Created
: 2025.09.18
2025.09.18 15:51
Here is what you need to know on Thursday, September 18:
Markets remain in a cautiously optimistic mood early Thursday, assessing the US Federal Reserve's (Fed) prudence on further easing, while gearing for the expected interest rate cut-hold by the Bank of England (BoE) later in the day.
The US Dollar (USD) is building on its post-Fed event recovery, with the US S&P 500 futures up roughly 0.30% so far. The USD Index is bouncing back toward 97.50, as of writing, adding 0.25% on the day.
The table below shows the percentage change of US Dollar (USD) against listed major currencies today. US Dollar was the strongest against the New Zealand Dollar.
USD | EUR | GBP | JPY | CAD | AUD | NZD | CHF | |
---|---|---|---|---|---|---|---|---|
USD | 0.15% | 0.30% | 0.28% | 0.15% | 0.48% | 1.04% | 0.24% | |
EUR | -0.15% | 0.02% | 0.14% | 0.01% | 0.31% | 0.98% | 0.11% | |
GBP | -0.30% | -0.02% | 0.12% | -0.03% | 0.27% | 0.89% | 0.09% | |
JPY | -0.28% | -0.14% | -0.12% | -0.14% | 0.12% | 0.72% | -0.02% | |
CAD | -0.15% | -0.01% | 0.03% | 0.14% | 0.31% | 1.02% | 0.10% | |
AUD | -0.48% | -0.31% | -0.27% | -0.12% | -0.31% | 0.70% | -0.20% | |
NZD | -1.04% | -0.98% | -0.89% | -0.72% | -1.02% | -0.70% | -0.77% | |
CHF | -0.24% | -0.11% | -0.09% | 0.02% | -0.10% | 0.20% | 0.77% |
The heat map shows percentage changes of major currencies against each other. The base currency is picked from the left column, while the quote currency is picked from the top row. For example, if you pick the US Dollar from the left column and move along the horizontal line to the Japanese Yen, the percentage change displayed in the box will represent USD (base)/JPY (quote).
The Greenback plunged to a three-and-a-half-year low of 96.22 against its six major currency rivals on Wednesday after the Fed's Summary of Economic Projections (SEP), the so-called Dot Plot chart, showed that the Fed policymakers projected two additional rate cuts this year.
The Fed announced the widely expected 25 basis points (bps) interest rate cut to 4%-4.25% for the first time this year.

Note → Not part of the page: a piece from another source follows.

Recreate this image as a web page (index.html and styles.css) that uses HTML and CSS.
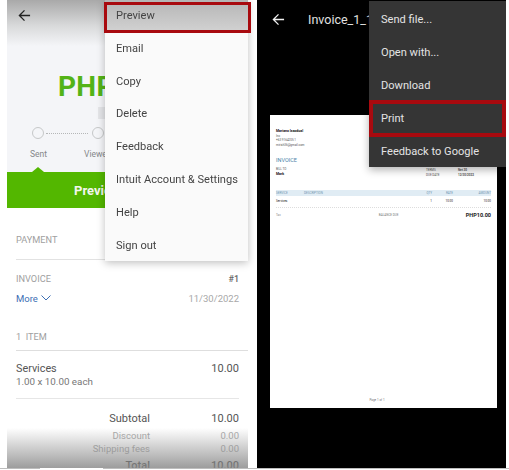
FILE: index.html
```html
<!DOCTYPE html>
<html>
<head>
<meta charset="utf-8">
<link rel="stylesheet" href="styles.css">
</head>
<body>
<div class="stage">
  <section class="phone">
    <div class="hero">
      <svg class="back" width="13" height="13" viewBox="0 0 14 14"><path d="M13 7H2M7 1.500 1.500 7 7 12.500" fill="none" stroke="#222" stroke-width="1.400"/></svg>
      <div class="amount">PHP10.00</div>
      <div class="pill">Due</div>
      <div class="steps">
        <div class="step"><span class="dot"></span><span class="dash"></span></div>
        <div class="step"><span class="dot"></span><span class="dash"></span></div>
      </div>
      <div class="labels"><span class="sent">Sent</span><span class="viewed">Viewed</span></div>
    </div>
    <div class="cta"><span class="caret"></span>Preview invoice</div>
    <div class="details">
      <div class="row payment"><span class="cap">PAYMENT</span></div>
      <div class="row inv1"><span class="cap">INVOICE</span><span class="num">#1</span></div>
      <div class="row inv2"><span class="more">More <svg width="10" height="6" viewBox="0 0 10 6"><path d="M.5.500 5 5 9.500.500" fill="none" stroke="#3d6fb4"/></svg></span><span class="date">11/30/2022</span></div>
      <div class="items cap">1&nbsp; ITEM</div>
      <div class="line">
        <div class="row"><span class="name">Services</span><span class="price">10.00</span></div>
        <div class="each">1.00 x 10.00 each</div>
      </div>
      <div class="tot main"><span>Subtotal</span><span>10.00</span></div>
      <div class="tot sub first"><span>Discount</span><span>0.00</span></div>
      <div class="tot sub"><span>Shipping fees</span><span>0.00</span></div>
      <div class="tot total"><span>Total</span><span>10.00</span></div>
    </div>
    <div class="shade-bottom"></div>
    <ul class="menu light">
      <li>Preview</li><li>Email</li><li>Copy</li><li>Delete</li><li>Feedback</li><li>Intuit Account &amp; Settings</li><li>Help</li><li>Sign out</li>
    </ul>
    <div class="mark mark-preview"></div>
  </section>

  <section class="phone dark">
    <div class="viewer-bar">
      <svg width="13" height="13" viewBox="0 0 14 14"><path d="M13 7H2M7 1.500 1.500 7 7 12.500" fill="none" stroke="#f2f2f2" stroke-width="1.400"/></svg>
      <span class="file">Invoice_1_11</span>
    </div>
    <article class="doc">
      <div class="doc-top">
        <div class="biz">
          <b>Mariano Isacdual</b>
          <span>Inc</span><span>+63 9164205 1</span><span>mirish36@gmail.com</span>
          <div class="doc-title">INVOICE</div>
          <span>BILL TO</span><b>Mark</b>
        </div>
        <div class="meta">
          <div><span>DATE</span><b>11/30/2022</b></div>
          <div><span>TERMS</span><b>Net 30</b></div>
          <div><span>DUE DATE</span><b>12/30/2022</b></div>
        </div>
      </div>
      <div class="doc-head"><span class="c1">SERVICE</span><span class="c2">DESCRIPTION</span><span class="c3">QTY</span><span class="c4">RATE</span><span class="c5">AMOUNT</span></div>
      <div class="doc-row"><span class="c1">Services</span><span class="c2"></span><span class="c3">1</span><span class="c4">10.00</span><span class="c5">10.00</span></div>
      <div class="doc-sum"><span class="tax">Tax</span><span class="bal">BALANCE DUE</span><b>PHP10.00</b></div>
      <div class="doc-foot">Page 1 of 1</div>
    </article>
    <ul class="menu darkmenu">
      <li>Send file...</li><li>Open with...</li><li>Download</li><li>Print</li><li>Feedback to Google</li>
    </ul>
    <div class="mark mark-print"></div>
  </section>
</div>
<div class="tabstrip"><span class="tab"></span></div>
</body>
</html>
```
FILE: styles.css
```css
* { box-sizing: border-box; }
html, body { margin: 0; padding: 0; background: #fff; }
body { width: 509px; height: 470px; overflow: hidden; font-family: Roboto, "Liberation Sans", sans-serif; }
ul { list-style: none; margin: 0; padding: 0; }
.stage { display: flex; height: 468px; padding-left: 7px; gap: 9px; filter: blur(.3px); }
.phone { position: relative; width: 241px; height: 468px; background: #fff; }
.phone.dark { width: 249px; background: #000; overflow: hidden; }

.hero { position: relative; height: 172px; background: linear-gradient(#a9a9a9 0, #d9dadb 26px, #f4f5f8 46px); }
.back { position: absolute; left: 11px; top: 9px; }
.amount { position: absolute; left: 51px; top: 70px; font-size: 28px; font-weight: 700; color: #53b317; line-height: 34px; letter-spacing: .3px; }
.pill { position: absolute; left: 91px; top: 107px; width: 30px; height: 12px; background: #e4e5e8; font-size: 8px; line-height: 12px; text-align: center; color: #666; }
.steps { position: absolute; left: 25px; top: 127px; display: flex; }
.step { display: flex; align-items: center; width: 60px; }
.dot { width: 12px; height: 12px; border: 1px solid #c6c8c9; border-radius: 50%; flex: none; }
.dash { width: 42px; margin-left: 2px; border-top: 1px dotted #b5b7b8; }
.labels { position: absolute; top: 149px; left: 0; font-size: 8.500px; line-height: 10px; color: #85878a; }
.sent { position: absolute; left: 23px; }
.viewed { position: absolute; left: 77px; }
.cta { position: relative; height: 36px; background: #53b700; color: #f3f6ee; font-size: 13px; font-weight: 700; line-height: 37px; padding-left: 67px; white-space: nowrap; }
.caret { position: absolute; left: 25px; top: -5px; border: 6px solid transparent; border-top: 0; border-bottom: 5px solid #53b700; }

.details { height: 260px; overflow: hidden; padding: 0 9px; color: #444; font-size: 11px; }
.row { display: flex; justify-content: space-between; }
.cap { font-size: 9.200px; color: #a0a0a0; }
.payment { height: 52px; padding-top: 26px; line-height: 12px; border-bottom: 1px solid #e2e2e2; width: 233px; }
.inv1 { margin-top: 12px; line-height: 14px; }
.num { color: #666; font-size: 9px; font-weight: 500; }
.inv2 { margin-top: 6px; line-height: 14px; }
.more { color: #3d6fb4; font-size: 9.500px; }
.more svg { margin-left: 1px; vertical-align: 1px; }
.date { color: #a8a8a8; font-size: 9.500px; }
.items { margin-top: 24px; line-height: 14px; height: 21px; border-bottom: 1px solid #dedede; width: 233px; }
.line { padding-top: 11px; height: 48px; border-bottom: 1px solid #e6e6e6; }
.name { font-size: 10.800px; line-height: 14px; color: #555; }
.price { font-size: 11px; line-height: 14px; color: #555; }
.each { font-size: 9.800px; line-height: 12px; color: #777; }
.tot { display: grid; grid-template-columns: 134px 1fr; text-align: right; }
.main { margin-top: 13px; font-size: 11px; line-height: 14px; color: #555; }
.sub { font-size: 9.500px; line-height: 13px; color: #ababab; }
.first { margin-top: 3px; }
.total { margin-top: 4px; font-size: 11px; line-height: 14px; color: #333; font-weight: 500; }
.shade-bottom { position: absolute; left: 0; right: 0; bottom: 0; height: 40px; background: linear-gradient(rgba(160,160,160,0), rgba(140,140,140,.85)); }

.menu { position: absolute; }
.menu li { white-space: nowrap; }
.light { left: 98px; top: 0; width: 143px; height: 261px; background: #fafafa; color: #444; font-size: 11.100px; box-shadow: 0 2px 8px rgba(0,0,0,.25); }
.light li { height: 32.800px; line-height: 32px; padding-left: 11px; }
.light li:first-child { background: linear-gradient(#b5b5b5, #d3d3d3); }
.mark { position: absolute; border: 3px solid #a80a0f; }
.mark-preview { left: 97px; top: 2px; width: 147px; height: 31px; }

.viewer-bar { display: flex; align-items: center; height: 38px; padding-left: 15px; color: #e0e0e0; font-size: 12.500px; white-space: nowrap; }
.file { margin-left: 23px; }
.doc { position: absolute; left: 13px; top: 115px; width: 227px; height: 293px; background: #fff; padding: 14px 6px 0 6px; font-size: 3px; line-height: 4.500px; color: #555; }
.doc-top { display: flex; justify-content: space-between; height: 48px; }
.biz { display: flex; flex-direction: column; }
.biz b { color: #111; font-size: 3.500px; }
.doc-title { color: #4a7fa8; font-size: 5.500px; line-height: 8px; margin: 9px 0 3px; }
.meta { display: flex; flex-direction: column; justify-content: flex-end; width: 65px; }
.meta div { display: flex; }
.meta span { width: 32px; }
.doc-head, .doc-row { display: grid; grid-template-columns: 28px 95px 33px 21px 38px; align-items: center; width: 215px; }
.doc-head { height: 6px; margin-top: 13px; background: #e0ecf4; color: #6f95b0; }
.doc-row { height: 12px; border-bottom: 1px dotted #ddd; color: #222; }
.c3, .c4, .c5 { text-align: right; }
.doc-sum { display: flex; align-items: center; margin-top: 3px; height: 8px; }
.tax { width: 104px; color: #888; }
.bal { width: 88px; color: #777; }
.doc-sum b { font-size: 5.500px; color: #222; line-height: 8px; }
.doc-foot { margin-top: 179px; padding-right: 13px; text-align: center; color: #777; }
.darkmenu { left: 112px; top: 1px; width: 137px; height: 166px; background: #353535; padding: 2px 0 0 12px; color: #e4e4e4; font-size: 11.100px; box-shadow: 0 3px 8px rgba(0,0,0,.3); }
.darkmenu li { height: 33px; line-height: 34px; }
.mark-print { left: 112px; top: 100px; width: 137px; height: 37px; border-width: 4px; }

.tabstrip { position: relative; height: 2px; border-top: 1px solid #bdbdbd; }
.tab { position: absolute; left: 40px; top: -1px; width: 63px; height: 2px; background: #fff; }
```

However, the USD quickly changed course and rebounded alongside US Treasury bond yields after Fed Chairman Jerome Powell, in his post-policy meeting press conference, adopted a measured rhetoric on further rate cuts.
Powell noted that "the policy action as a risk-management cut in response to the weakening labor market and the central bank is in a 'meeting-by-meeting' situation," per Reuters.
Despite the cautious cut, markets price in a 87.7% chance of another 25 bps cut at the Fed's October meeting, compared to a 74.3% probability a day earlier, according to the CME Group's FedWatch tool.
All eyes now turn to the BoE policy announcements. Amid the highest inflation level since early 2024 and slowing pay growth in the United Kingdom (UK), markets are expecting to reiterate its 'gradual and careful approach" to further cuts in borrowing costs after holding the benchmark rate steady at 4%.
GBP/USD extends its pullback from over two-month highs of 1.3726 to now challenge the 1.3600 barrier. Traders reposition ahead of the BoE event risk.
EUR/USD is also on a corrective decline from the highest levels in four years, trading at around 1.1800, awaiting speeches from a slew of European Central Bank (ECB) policymakers.
USD/CAD flirts with 1.3800 early Thursday, digesting the monetary policy decisions by the Fed and the Bank of Canada (BoC). The BoC lowered its key interest rate by 25 bps to 2.5%, marking its first cut since March, as the central bank moves to stimulate a weakened economy.
USD/JPY rebounds firmly in tandem with the USD, eyeing a sustained move above the 147.50 barrier in the European morning.
Meanwhile, the NZD/USD pair remains the laggard so far, as the New Zealand (NZD) falls hard on New Zealand's economy contracted 0.9% in the second quarter, following a 0.9% rise in the previous quarter, the statistics department Stats NZ reported Thursday.
Gold has extended the pullback below $3,650, with dip-buying expected to re-emerge at lower levels. Traders look to the US Jobless Claims data for fresh trading impetus.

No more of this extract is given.